After an easy win for the home side in game one, the world was treated to an absolute thriller in the second clash, which Australia won in controversial circumstances. 

With 13 needed off the final over, Beth Mooney, who finished the game with a magnificent unbeaten 125, and Nicola Carey, steered the Aussies home but only just and some might say, me included, the streak should have ended on 25. 

Jhulan Goswami bowled the final over and almost certainly trapped Carey LBW early in the over although somehow the umpire ruled it not out. 

But what happened next proved even more controversial. 

Goswami, who had hit Carey on the helmet with a full-pitch delivery as the pressure mounted, celebrated with her teammates as she had the left-hander caught at square leg with the Australians short of their target. 

But after what seemed like an eternity, the third umpire ruled that the second full-toss of the over was over waist height and called a no-ball, meaning the home side needed two off the final ball. 

Indian fans experiencing some rare international cricket in Mackay, Queensland 

They got there to stretch the winning run, but it felt like a hollow victory and India in my eyes and a few others looked to have been hard done by.

Controversy aside, Australia probably just about deserved to scrape home, especially having been 4-52. 

Tahlia McGrath’s maiden ODI half-century, Mooney’s brilliant ton and the determined Carey got the Aussies home. 

India was crestfallen and another Australian win looked on the cards after an abject fielding display in game three from the visitors allowed Lanning’s team to set another tough target. 

In reply, Australia’s fielding left a lot to be desired and the Indians closed in on victory. 

A late collapse meant another twist in the tale, but this time Goswami held her nerve with the bat to hit the winning runs with two balls to spare. 

It was not more than the Indians deserved, especially after the heartbreak of game two and Goswami described just what she felt after leading her team home. 

“The way we lost the first match felt really bad,” she said. 

“For me it was important as a senior member of the side to come back and deliver for the team. 

“I just tried to hold my nerve and give my best.” 

Despite the streak ending Lanning and coach Matthew Mott have plenty to be proud about. 

This team has shown plenty of spirit and fight throughout the winning run. 

Tahlia McGrath scored a solid 47 off 32 balls

There have been times in the past three years where defeat looked on the cards, but the likes of Lanning, Alyssa Healy and Mooney have showed just how important they are to this team. 
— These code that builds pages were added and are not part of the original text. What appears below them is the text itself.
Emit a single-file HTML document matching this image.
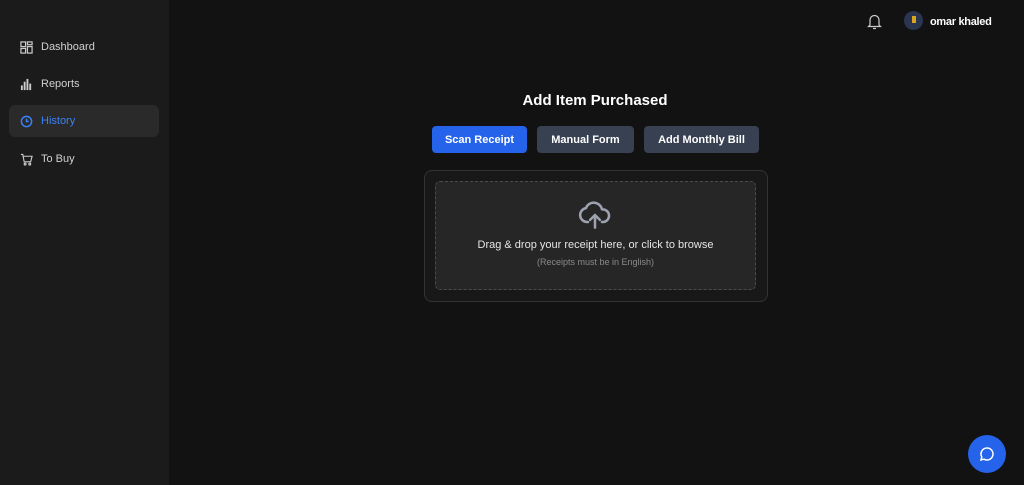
<!DOCTYPE html>
<html><head><style>
*{box-sizing:border-box;margin:0;padding:0}
body{width:1024px;height:485px;background:#121212;font-family:"Liberation Sans",sans-serif;position:relative;overflow:hidden;color:#fff}
.side{position:absolute;left:0;top:0;width:169px;height:485px;background:#1b1b1b}
.item{position:absolute;left:9px;width:150px;height:32px;display:flex;align-items:center;padding-left:11px;font-size:11px;color:#d0d0d0}
.item svg{width:13px;height:13px;margin-right:8px}
.act{background:#2a2a2a;border-radius:6px;color:#3b82f6}
h1{position:absolute;left:0;width:1190px;top:92px;text-align:center;font-size:15px;font-weight:bold}
.btn{position:absolute;top:126px;height:27px;border-radius:4px;font-size:11px;font-weight:bold;display:flex;align-items:center;justify-content:center;background:#374151}
.card{position:absolute;left:424px;top:170px;width:344px;height:132px;border:1px solid #333;border-radius:8px;background:#181818}
.drop{position:absolute;left:435px;top:181px;width:321px;height:109px;border:1px dashed #4b4b4b;border-radius:5px;background:#262626}
</style></head><body>
<div class="side">
<div class="item" style="top:31px"><svg viewBox="0 0 14 14" fill="none" stroke="#ccc" stroke-width="1.3"><rect x="1" y="1" width="5" height="5"/><rect x="8" y="1" width="5" height="3"/><rect x="1" y="8" width="5" height="5"/><rect x="8" y="6" width="5" height="7"/></svg>Dashboard</div>
<div class="item" style="top:68px"><svg viewBox="0 0 14 14" fill="#ccc"><rect x="1" y="8" width="2" height="5"/><rect x="4" y="4" width="2" height="9"/><rect x="7" y="1" width="2" height="12"/><rect x="10" y="6" width="2" height="7"/></svg>Reports</div>
<div class="item act" style="top:105px"><svg viewBox="0 0 14 14" fill="none" stroke="#3b82f6" stroke-width="1.6"><circle cx="7" cy="7" r="5.5"/><path d="M7 4v3h2.5"/></svg>History</div>
<div class="item" style="top:143px"><svg viewBox="0 0 14 14" fill="none" stroke="#ccc" stroke-width="1.2"><path d="M1 1.5h2l1.5 8h7l1.5-6H4"/><circle cx="5.5" cy="12" r="1"/><circle cx="10.5" cy="12" r="1"/></svg>To Buy</div>
</div>
<svg style="position:absolute;left:867px;top:13px" width="15" height="17" viewBox="0 0 15 17" fill="none" stroke="#ccc" stroke-width="1.2"><path d="M3 12V7a4.5 4.5 0 0 1 9 0v5l1.5 1.5h-12z"/><path d="M6 15.5h3"/></svg>
<div style="position:absolute;left:904px;top:11px;width:19px;height:19px;border-radius:50%;background:#2a3550"><div style="position:absolute;left:8px;top:5px;width:4px;height:7px;background:#d9a520"></div></div>
<div style="position:absolute;left:930px;top:16px;font-size:11px;font-weight:bold;letter-spacing:-0.3px">omar khaled</div>
<h1>Add Item Purchased</h1>
<div class="btn" style="left:432px;width:95px;background:#2563eb">Scan Receipt</div>
<div class="btn" style="left:537px;width:97px">Manual Form</div>
<div class="btn" style="left:644px;width:115px">Add Monthly Bill</div>
<div class="card"></div>
<div class="drop">
<svg style="position:absolute;left:142px;top:19px" width="34" height="28" viewBox="0 0 24 20" fill="none" stroke="#9ca3af" stroke-width="1.8" stroke-linecap="round" stroke-linejoin="round"><path d="M7 15H6a5 5 0 0 1-.5-9.9A6 6 0 0 1 17 6a4.5 4.5 0 0 1 1 9h-1"/><path d="M12 19v-9M8.5 13.5 12 10l3.5 3.5"/></svg>
<div style="position:absolute;top:57px;width:100%;text-align:center;font-size:11px;color:#e5e5e5">Drag &amp; drop your receipt here, or click to browse</div>
<div style="position:absolute;top:75px;width:100%;text-align:center;font-size:9px;color:#8a8a8a">(Receipts must be in English)</div>
</div>
<div style="position:absolute;left:968px;top:435px;width:38px;height:38px;border-radius:50%;background:#2563eb"><svg style="position:absolute;left:11px;top:11px" width="16" height="16" viewBox="0 0 16 16" fill="none" stroke="#fff" stroke-width="1.5"><path d="M8 2a6 6 0 1 1-3 11.2L2 14l.8-3A6 6 0 0 1 8 2z"/></svg></div>
</body></html>
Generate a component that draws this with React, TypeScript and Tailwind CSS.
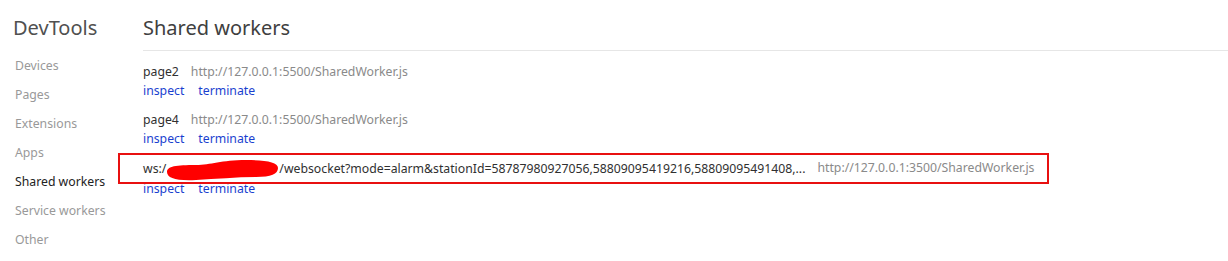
import React from "react";

const NAV = ["Devices", "Pages", "Extensions", "Apps", "Shared workers", "Service workers", "Other"];

const font = { fontFamily: '"Segoe UI", "Noto Sans", sans-serif' };

function Actions() {
  return (
    <div className="flex gap-[14px] text-[#1a3fcf] leading-[19px]">
      <span>inspect</span>
      <span>terminate</span>
    </div>
  );
}

function Worker({ name, url }: { name: React.ReactNode; url: string }) {
  return (
    <div className="mb-[11px]">
      <div className="flex gap-[12px] leading-[18px]">
        <span className="text-[#303030]">{name}</span>
        <span className="text-[#8a8a8a]">{url}</span>
      </div>
      <Actions />
    </div>
  );
}

function Scribble() {
  return (
    <svg width="113" height="22" viewBox="0 0 113 22" className="-mb-[2px] inline-block">
      <path
        d="M1,13 C1,7 10,6 30,6 C45,6 55,1 80,1 C100,1 112,3 112,9 C112,15 105,18 90,18 C70,18 50,20 30,21 C10,22 1,19 1,13 Z"
        fill="#ff0000"
      />
    </svg>
  );
}

export default function App() {
  return (
    <div className="flex h-[261px] w-[1228px] bg-white text-[12.25px]" style={font}>
      <aside className="w-[143px] shrink-0 pl-[13px] pt-[15px]">
        <div className="text-[20px] leading-[26px] text-[#505050] mb-[16px]">DevTools</div>
        <ul>
          {NAV.map((n) => (
            <li key={n} className={`h-[29px] pl-[2px] leading-[18px] ${n === "Shared workers" ? "text-[#222]" : "text-[#999]"}`}>
              {n}
            </li>
          ))}
        </ul>
      </aside>
      <main className="flex-1 pt-[15px]">
        <h1 className="text-[20px] leading-[26px] text-[#404040] pb-[9px] border-b border-[#e6e6e6]">Shared workers</h1>
        <div className="pt-[12px]">
          <Worker name="page2" url="http://127.0.0.1:5500/SharedWorker.js" />
          <Worker name="page4" url="http://127.0.0.1:5500/SharedWorker.js" />
          <div className="relative">
            <Worker
              name={
                <span className="inline-flex items-center">
                  ws:/
                  <Scribble />
                  /websocket?mode=alarm&amp;stationId=58787980927056,58809095419216,58809095491408,...
                </span>
              }
              url="http://127.0.0.1:3500/SharedWorker.js"
            />
            <div className="absolute left-[-25px] top-[-6px] h-[31px] w-[931px] border-2 border-[#e81010] pointer-events-none" />
          </div>
        </div>
      </main>
    </div>
  );
}
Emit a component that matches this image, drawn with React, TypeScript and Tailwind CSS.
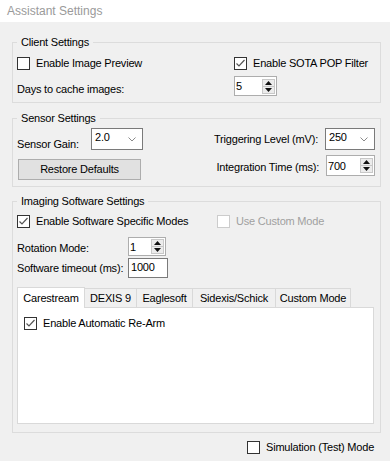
import type { ReactNode } from 'react';

function Check({ checked = false, disabled = false }: { checked?: boolean; disabled?: boolean }) {
  return (
    <span
      className={`w-[13px] h-[13px] shrink-0 bg-white border flex items-center justify-center ${
        disabled ? 'border-[#cccccc]' : 'border-[#333333]'
      }`}
    >
      {checked && (
        <svg width="11" height="11" viewBox="0 0 11 11">
          <polyline points="1.5,5.5 4,8 9.5,2" fill="none" stroke="#555555" strokeWidth="1.2" />
        </svg>
      )}
    </span>
  );
}

function CheckRow({ label, checked, disabled }: { label: string; checked?: boolean; disabled?: boolean }) {
  return (
    <div className="flex items-center h-[13px] gap-[6px] whitespace-nowrap">
      <Check checked={checked} disabled={disabled} />
      <span className={`leading-[13px] ${disabled ? 'text-[#a0a0a0]' : ''}`}>{label}</span>
    </div>
  );
}

function Spinner({ value, w, h = 20 }: { value: string; w: string; h?: number }) {
  return (
    <div className={`${w} flex bg-white border border-[#adadad] pl-[1px] pr-[1px] items-center`} style={{ height: h }}>
      <span className="flex-1 leading-[13px] pt-[1px]">{value}</span>
      <div className="w-[13px] h-[15px] flex flex-col border border-[#c8c8c8] bg-[#ececec]">
        <div className="flex-1 flex items-center justify-center border-b border-[#c8c8c8]">
          <svg width="7" height="4" viewBox="0 0 7 4"><polygon points="3.5,0 7,4 0,4" fill="#111" /></svg>
        </div>
        <div className="flex-1 flex items-center justify-center">
          <svg width="7" height="4" viewBox="0 0 7 4"><polygon points="0,0 7,0 3.5,4" fill="#111" /></svg>
        </div>
      </div>
    </div>
  );
}

function Combo({ value, w }: { value: string; w: string }) {
  return (
    <div className={`${w} h-[22px] flex items-center bg-white border border-[#7a7a7a] pl-[3px] pr-[6px]`}>
      <span className="flex-1 leading-[13px] -mt-[3px]">{value}</span>
      <svg width="8" height="5" viewBox="0 0 8 5">
        <polyline points="0.5,0.5 4,4 7.5,0.5" fill="none" stroke="#8a8a8a" strokeWidth="1" />
      </svg>
    </div>
  );
}

function Group({ title, className, children }: { title: string; className: string; children: ReactNode }) {
  return (
    <div className={`relative border border-[#dcdcdc] ${className}`}>
      <span className="absolute -top-[7px] left-[4px] px-[4px] bg-[#f0f0f0] leading-[13px] whitespace-nowrap">{title}</span>
      {children}
    </div>
  );
}

const tabs = [
  { label: 'Carestream', w: 'w-[68px]' },
  { label: 'DEXIS 9', w: 'w-[52px]' },
  { label: 'Eaglesoft', w: 'w-[56px]' },
  { label: 'Sidexis/Schick', w: 'w-[83px]' },
  { label: 'Custom Mode', w: 'w-[75px]' },
];

export default function App() {
  return (
    <div className="w-[390px] h-[461px] bg-[#f0f0f0] text-[11px] tracking-[-0.2px] text-black font-['Liberation_Sans',Arial,sans-serif] overflow-hidden">
      {/* title bar */}
      <div className="h-[22px] bg-white pl-[7px] flex items-center text-[12px] tracking-normal text-[#9a9a9a]">Assistant Settings</div>

      <div className="pl-[12px] pr-[9px]">
        {/* Client Settings */}
        <Group title="Client Settings" className="mt-[20px] h-[61px]">
          <div className="pl-[4px] pt-[14px] flex">
            <div className="w-[217px] flex flex-col">
              <CheckRow label="Enable Image Preview" />
              <div className="h-[20px] mt-[6px] flex items-center leading-[13px] pt-[6px] whitespace-nowrap">Days to cache images:</div>
            </div>
            <div className="flex flex-col">
              <CheckRow label="Enable SOTA POP Filter" checked />
              <div className="mt-[6px]">
                <Spinner value="5" w="w-[43px]" />
              </div>
            </div>
          </div>
        </Group>

        {/* Sensor Settings */}
        <Group title="Sensor Settings" className="mt-[15px] h-[69px]">
          <div className="pl-[4px] pt-[9px] flex whitespace-nowrap">
            <div className="w-[190px] flex flex-col">
              <div className="flex items-center h-[22px]">
                <span className="w-[74px] leading-[13px] pt-[11px]">Sensor Gain:</span>
                <Combo value="2.0" w="w-[52px]" />
              </div>
              <button className="mt-[9px] ml-[1px] w-[123px] h-[21px] bg-[#e1e1e1] border border-[#adadad] leading-[13px]">
                Restore Defaults
              </button>
            </div>
            <div className="flex-1 flex flex-col items-end pr-[5px]">
              <div className="flex items-center h-[22px] gap-[7px]">
                <span className="leading-[13px] pt-[1px]">Triggering Level (mV):</span>
                <Combo value="250" w="w-[50px]" />
              </div>
              <div className="flex items-center h-[21px] mt-[5px] gap-[7px]">
                <span className="leading-[13px] pt-[4px]">Integration Time (ms):</span>
                <Spinner value="700" w="w-[49px]" h={21} />
              </div>
            </div>
          </div>
        </Group>

        {/* Imaging Software Settings */}
        <Group title="Imaging Software Settings" className="mt-[14px] h-[232px]">
          <div className="pl-[4px] pt-[13px] flex flex-col whitespace-nowrap">
            <div className="flex">
              <div className="w-[200px]">
                <CheckRow label="Enable Software Specific Modes" checked />
              </div>
              <CheckRow label="Use Custom Mode" disabled />
            </div>
            <div className="flex items-center mt-[9px] h-[19px]">
              <span className="w-[111px] leading-[13px] pt-[3px]">Rotation Mode:</span>
              <Spinner value="1" w="w-[38px]" h={19} />
            </div>
            <div className="flex items-center mt-[2px] h-[20px]">
              <span className="w-[111px] leading-[13px] pt-[1px]">Software timeout (ms):</span>
              <div className="w-[40px] h-[20px] bg-white border border-[#7a7a7a] pl-[2px] leading-[13px] pt-[2px]">1000</div>
            </div>

            {/* tabs */}
            <div className="mt-[9px] flex items-end h-[20px]">
              {tabs.map((t, i) => (
                <div
                  key={t.label}
                  className={`${t.w} flex items-center justify-center border border-[#d9d9d9] leading-[13px] ${
                    i === 0 ? 'h-[21px] bg-white border-b-0 relative z-10 -mb-[1px]' : 'h-[19px] bg-[#f0f0f0] border-l-0 border-b-0'
                  }`}
                >
                  {t.label}
                </div>
              ))}
            </div>
            <div className="w-[357px] h-[117px] bg-white border border-[#d9d9d9] pl-[6px] pt-[9px]">
              <CheckRow label="Enable Automatic Re-Arm" checked />
            </div>
          </div>
        </Group>

        <div className="mt-[8px] flex justify-start pl-[235px]">
          <CheckRow label="Simulation (Test) Mode" />
        </div>
      </div>
    </div>
  );
}
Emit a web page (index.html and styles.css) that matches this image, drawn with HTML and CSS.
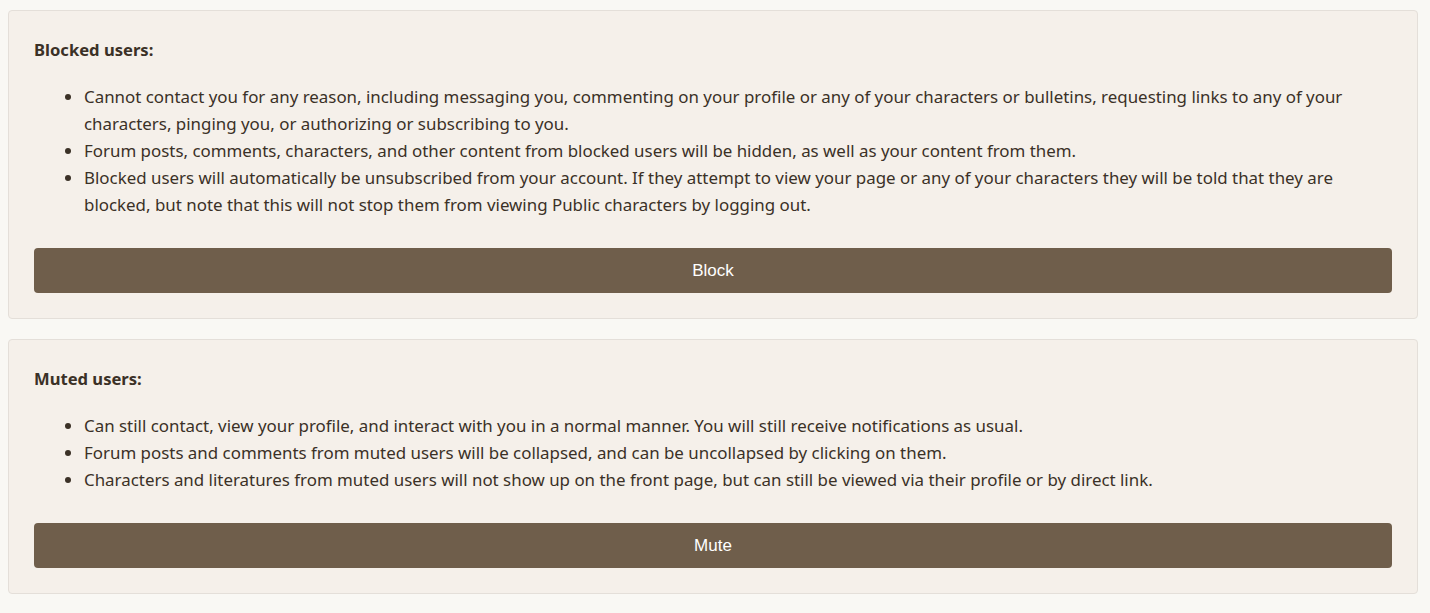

What has also been key has been the emergence of new talent, such as McGrath, Annabel Sutherland and Stella Campbell.

There were injuries to star players such as Rachel Haynes, Ellyse Perry, Megan Schutt and Jess Jonassen during the streak, so it was important the emerging players stood up to be counted, a point not missed by Lanning after the loss. 

“Coming into this series we knew we would be tested with our depth,” the captain said. 

“We would have loved to have had Megan and Jess with us, but it did provide some opportunities for us to give some younger players a crack and show us what they have got. 

“I think everyone who has come in has played a role, which is great for our future.”
The Aussie team might have finally been beaten, but there is no doubt where this aide ranks in the history of the sport in both the men’s and women’s game. 

International sides around the world will certainly go on winning runs in the future, but whether any comes close to this amazing record, is another question. 

It seems unlikely, especially in the current climate. 

But it will be good fun watching other sides give it a good old crack. 

What is not in doubt is how good this streak has been for the women’s game.